Five Kinds of People In Need of a Good Brand Trolling

White Hat Trolls - "Pre-Crisis" Consulting to Prevent Brand Crises

I recently kicked-off this blog with some meandering thoughts about how we got here, what the White Hat Trolls are all about, and how I think Weezer’s cover of Rosanna is better than their cover of Africa, etc. I posted it on a Friday. Conventional wisdom says not to do anything on a Friday (except maybe thank God and go casual). Going forward, I hope to have a new bit of Troll-think for you earlier in the week. Until then, here is a Thursday night blog post about the five brand defenders with whom we’d like to work.

The White Hat Trolls slash, bludgeon, and hack at our clients’ ideas and materials before the trolls out there in the wild get their chance. We’re like the good guy rogues in the classic 1992 Phil Alden Robinson film, Sneakers.

We’re wildly optimistic as to how many brands — both organizational and individual — could take excellent advantage of our services. There are certain specific individuals, though, whom we believe should get in touch with us right away. Here’s how we’d break that group down into a nice, shamelessly SEO’d listicle:

1. C-level executives with a brand that’s about to do something new/different

With brands, as with almost everything in business, any time you do something new or different, there’s a degree of risk. Start talking about a new thing, to a new group of people, or more loudly than you’ve spoken before, and you run the risk of saying the wrong thing. At White Hat Trolls, we want to see you succeed — not have to apologize. We want to see your content shared because it’s 🔥 or 💯, not because it’s 🤔 or 😱.
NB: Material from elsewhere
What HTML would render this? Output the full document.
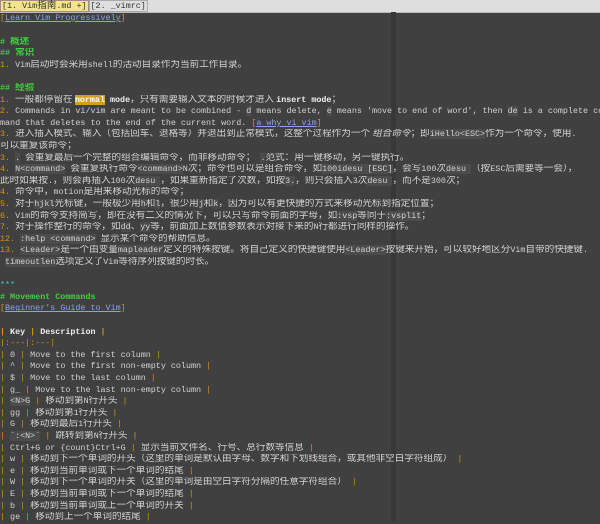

Whatever you’re about to do, we know your people have looked at it, but their people looked at this stuff, too. We’ll look at it differently, coming at it from every angle we can imagine, to help make sure there’s nothing you missed.

2. C-level executives with a brand already in crisis

OK, so, you didn’t call us (or we weren’t around yet), and there was something you missed, and all hell broke loose.

Your brand trended for all the wrong reasons. You pulled the product, deleted the post, apologized for the ads in all the magazines, and somebody important has resigned to spend more time with their family.

But that was then… This is now, and now, it’s almost go-time again. You’ve got your next big thing, ready to go, but you’re hesitating. You know they’re all watching, looking for any chance to call you out, again. Your competition. Your detractors. The trades. The folks running the @whitehattrolls Twitter account. You have to show them all that you learned something from your mistake — that the financial hit your brand took was tuition, as they say.

As a baseball fan, the image of a batter stepping back into the box after being plunked (or worse, beaned) comes to mind. The ball’s going to come at you just as fast as it did when you got hit. Will you flinch? Or will you stand there with confidence, ready to swing away? You can think of the White Hat Trolls as one of those big elbow pads that crowds the strike zone, or the new cheek protector thingy that so many batters have bolted to their helmets, these days.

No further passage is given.